- _STATED EXERCISE_
Transcribe everything in the data word for word. Pictures are left out.

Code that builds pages
* * * * *

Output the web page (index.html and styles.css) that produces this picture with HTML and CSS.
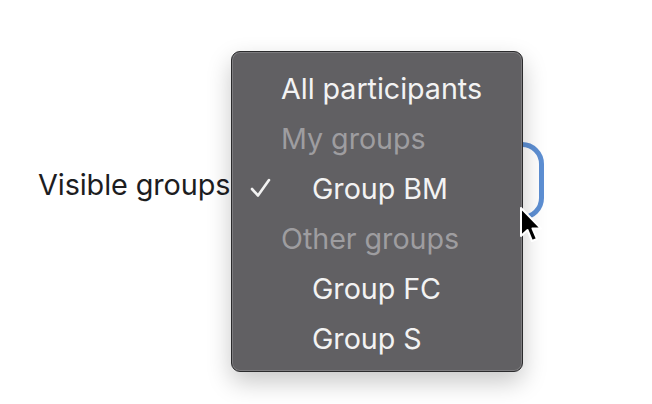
FILE: index.html
```html
<!DOCTYPE html>
<html>
<head>
<meta charset="utf-8">
<link rel="stylesheet" href="styles.css">
</head>
<body>
<div class="page">
  <div class="field">
    <label class="label">Visible groups</label>
    <div class="select"></div>
  </div>
  <div class="menu">
    <div class="item">All participants</div>
    <div class="item header">My groups</div>
    <div class="item sub checked">
      <svg class="check" width="22" height="20" viewBox="0 0 22 20"><polyline points="2,11 8,17.5 19,2" fill="none" stroke="#f2f2f2" stroke-width="2.6" stroke-linecap="round" stroke-linejoin="round"/></svg>
      Group BM
    </div>
    <div class="item header">Other groups</div>
    <div class="item sub">Group FC</div>
    <div class="item sub">Group S</div>
  </div>
  <svg class="cursor" width="28" height="40" viewBox="0 0 28 40"><path d="M2,1 L2,29 L8.5,23 L13,34 L18,32 L13.5,21.5 L22,21.5 Z" fill="#000" stroke="#fff" stroke-width="2" stroke-linejoin="round"/></svg>
</div>
</body>
</html>
```

FILE: styles.css
```css
html, body {
  margin: 0;
  padding: 0;
  background: #ffffff;
}
body {
  width: 652px;
  height: 404px;
  overflow: hidden;
  font-family: Inter, "Liberation Sans", sans-serif;
}
.page {
  position: relative;
  width: 652px;
  height: 404px;
}
.field {
  display: flex;
  align-items: center;
  padding: 142px 0 0 38px;
}
.label {
  font-size: 28.8px;
  line-height: 34px;
  padding-top: 8px;
  color: #1d1d1f;
  letter-spacing: -0.1px;
}
.select {
  margin-left: 6px;
  width: 298px;
  height: 68px;
  border: 5px solid #5d8fd3;
  border-radius: 22px;
  box-sizing: content-box;
}
.menu {
  position: absolute;
  left: 231px;
  top: 51px;
  width: 292px;
  height: 321px;
  box-sizing: border-box;
  background: #616063;
  border: 1px solid #2b2b2d;
  border-radius: 9px;
  box-shadow: inset 0 0 0 1px rgba(255,255,255,0.18), 0 10px 24px rgba(0,0,0,0.22);
  display: flex;
  flex-direction: column;
  padding-top: 11px;
}
.item {
  height: 50px;
  flex: none;
  display: flex;
  align-items: center;
  padding-left: 49px;
  font-size: 28.7px;
  color: #f3f3f3;
  position: relative;
  letter-spacing: -0.05px;
}
.item.header {
  color: #9e9da0;
}
.item.sub {
  padding-left: 80px;
}
.check {
  position: absolute;
  left: 18px;
  top: 15px;
}
.cursor {
  position: absolute;
  left: 519px;
  top: 207px;
}
```
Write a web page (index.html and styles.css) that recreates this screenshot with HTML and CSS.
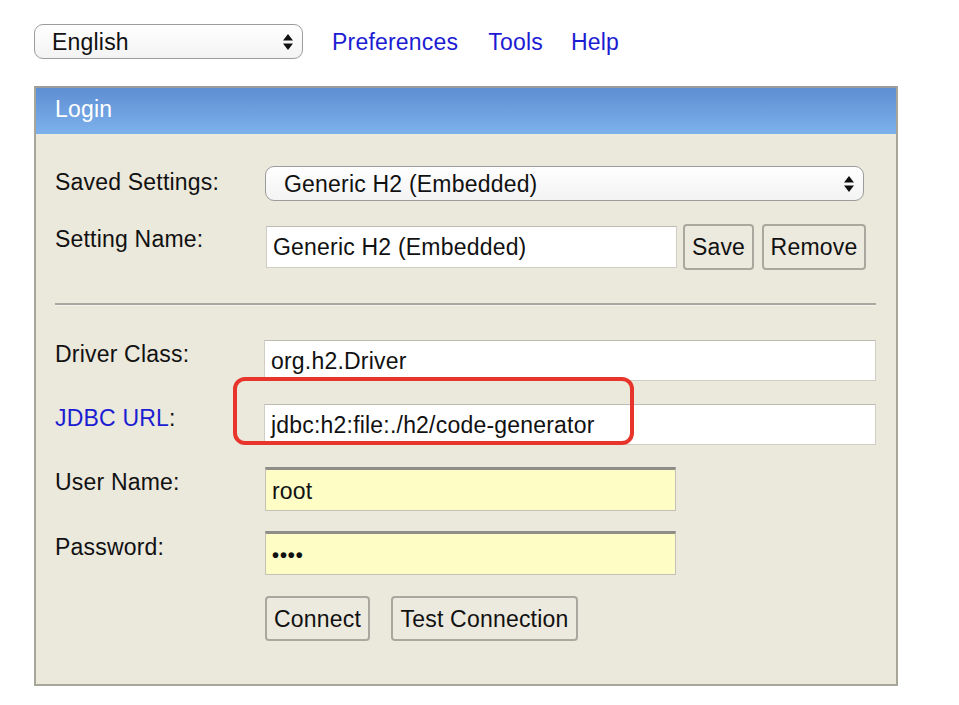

* * * * *

- _FULL SOLUTION_
Output the web page (index.html and styles.css) that produces this picture with HTML and CSS.
FILE: index.html
```html
<!DOCTYPE html>
<html>
<head>
<meta charset="utf-8">
<link rel="stylesheet" href="styles.css">
</head>
<body>
<div class="page">
  <div class="field">
    <label class="label">Visible groups</label>
    <div class="select"></div>
  </div>
  <div class="menu">
    <div class="item">All participants</div>
    <div class="item header">My groups</div>
    <div class="item sub checked">
      <svg class="check" width="22" height="20" viewBox="0 0 22 20"><polyline points="2,11 8,17.5 19,2" fill="none" stroke="#f2f2f2" stroke-width="2.6" stroke-linecap="round" stroke-linejoin="round"/></svg>
      Group BM
    </div>
    <div class="item header">Other groups</div>
    <div class="item sub">Group FC</div>
    <div class="item sub">Group S</div>
  </div>
  <svg class="cursor" width="28" height="40" viewBox="0 0 28 40"><path d="M2,1 L2,29 L8.5,23 L13,34 L18,32 L13.5,21.5 L22,21.5 Z" fill="#000" stroke="#fff" stroke-width="2" stroke-linejoin="round"/></svg>
</div>
</body>
</html>
```

FILE: styles.css
```css
html, body {
  margin: 0;
  padding: 0;
  background: #ffffff;
}
body {
  width: 652px;
  height: 404px;
  overflow: hidden;
  font-family: Inter, "Liberation Sans", sans-serif;
}
.page {
  position: relative;
  width: 652px;
  height: 404px;
}
.field {
  display: flex;
  align-items: center;
  padding: 142px 0 0 38px;
}
.label {
  font-size: 28.8px;
  line-height: 34px;
  padding-top: 8px;
  color: #1d1d1f;
  letter-spacing: -0.1px;
}
.select {
  margin-left: 6px;
  width: 298px;
  height: 68px;
  border: 5px solid #5d8fd3;
  border-radius: 22px;
  box-sizing: content-box;
}
.menu {
  position: absolute;
  left: 231px;
  top: 51px;
  width: 292px;
  height: 321px;
  box-sizing: border-box;
  background: #616063;
  border: 1px solid #2b2b2d;
  border-radius: 9px;
  box-shadow: inset 0 0 0 1px rgba(255,255,255,0.18), 0 10px 24px rgba(0,0,0,0.22);
  display: flex;
  flex-direction: column;
  padding-top: 11px;
}
.item {
  height: 50px;
  flex: none;
  display: flex;
  align-items: center;
  padding-left: 49px;
  font-size: 28.7px;
  color: #f3f3f3;
  position: relative;
  letter-spacing: -0.05px;
}
.item.header {
  color: #9e9da0;
}
.item.sub {
  padding-left: 80px;
}
.check {
  position: absolute;
  left: 18px;
  top: 15px;
}
.cursor {
  position: absolute;
  left: 519px;
  top: 207px;
}
```
Write a web page (index.html and styles.css) that recreates this screenshot with HTML and CSS.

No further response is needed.